The problem asks us to prove the trigonometric identity: $$\dfrac{\sin (x+y)}{\cos x \cos y}\equiv \tan x+\tan y$$. This means we need to show that the expression on the Left Hand Side (LHS) is equivalent to the expression on the Right Hand Side (RHS).

**step2** Choosing a Starting Point for the Proof

It is generally easier to start with the more complex side of the identity and transform it into the simpler side. In this case, the Left Hand Side (LHS) is $$\dfrac{\sin (x+y)}{\cos x \cos y}$$, which is more complex than the Right Hand Side (RHS) $$\tan x+\tan y$$. Therefore, we will start by manipulating the LHS.
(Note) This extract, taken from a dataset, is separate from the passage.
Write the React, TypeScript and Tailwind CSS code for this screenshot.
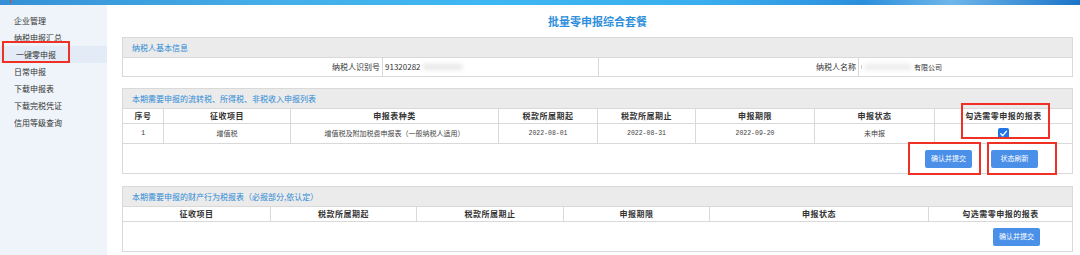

**step3** Applying the Sine Sum Identity to the Numerator

The numerator of the LHS is $$\sin(x+y)$$. We recall the trigonometric identity for the sine of a sum of two angles, which states that $$\sin(A+B) = \sin A \cos B + \cos A \sin B$$.
Applying this identity to our numerator, where $$A=x$$ and $$B=y$$, we get:
$$\sin(x+y) = \sin x \cos y + \cos x \sin y$$.
Now, substitute this expanded form back into the LHS:
$$ \text{LHS} = \dfrac{\sin x \cos y + \cos x \sin y}{\cos x \cos y} $$

**step4** Separating the Fraction into Two Terms

Since the numerator consists of two terms added together, and the denominator is a single product, we can separate the fraction into two individual fractions, each with the common denominator:
$$ \text{LHS} = \dfrac{\sin x \cos y}{\cos x \cos y} + \dfrac{\cos x \sin y}{\cos x \cos y} $$

**step5** Simplifying Each Term by Cancelling Common Factors

Now, we simplify each of the two fractions:
For the first term, $$\dfrac{\sin x \cos y}{\cos x \cos y}$$, we can see that $$\cos y$$ is a common factor in both the numerator and the denominator. We can cancel out $$\cos y$$:
$$ \dfrac{\sin x \cancel{\cos y}}{\cos x \cancel{\cos y}} = \dfrac{\sin x}{\cos x} $$
For the second term, $$\dfrac{\cos x \sin y}{\cos x \cos y}$$, we can see that $$\cos x$$ is a common factor in both the numerator and the denominator. We can cancel out $$\cos x$$:
$$ \dfrac{\cancel{\cos x} \sin y}{\cancel{\cos x} \cos y} = \dfrac{\sin y}{\cos y} $$
Substituting these simplified terms back, the LHS becomes:
$$ \text{LHS} = \dfrac{\sin x}{\cos x} + \dfrac{\sin y}{\cos y} $$

**step6** Expressing in Terms of Tangent and Concluding the Proof

Finally, we recall the definition of the tangent function: $$\tan \theta = \dfrac{\sin \theta}{\cos \theta}$$.
Using this definition, we can replace $$\dfrac{\sin x}{\cos x}$$ with $$\tan x$$ and $$\dfrac{\sin y}{\cos y}$$ with $$\tan y$$.
So, the LHS simplifies to:
$$ \text{LHS} = \tan x + \tan y $$
This expression is exactly the Right Hand Side (RHS) of the given identity.
Since we have shown that $$\text{LHS} = \text{RHS}$$, the identity is proven.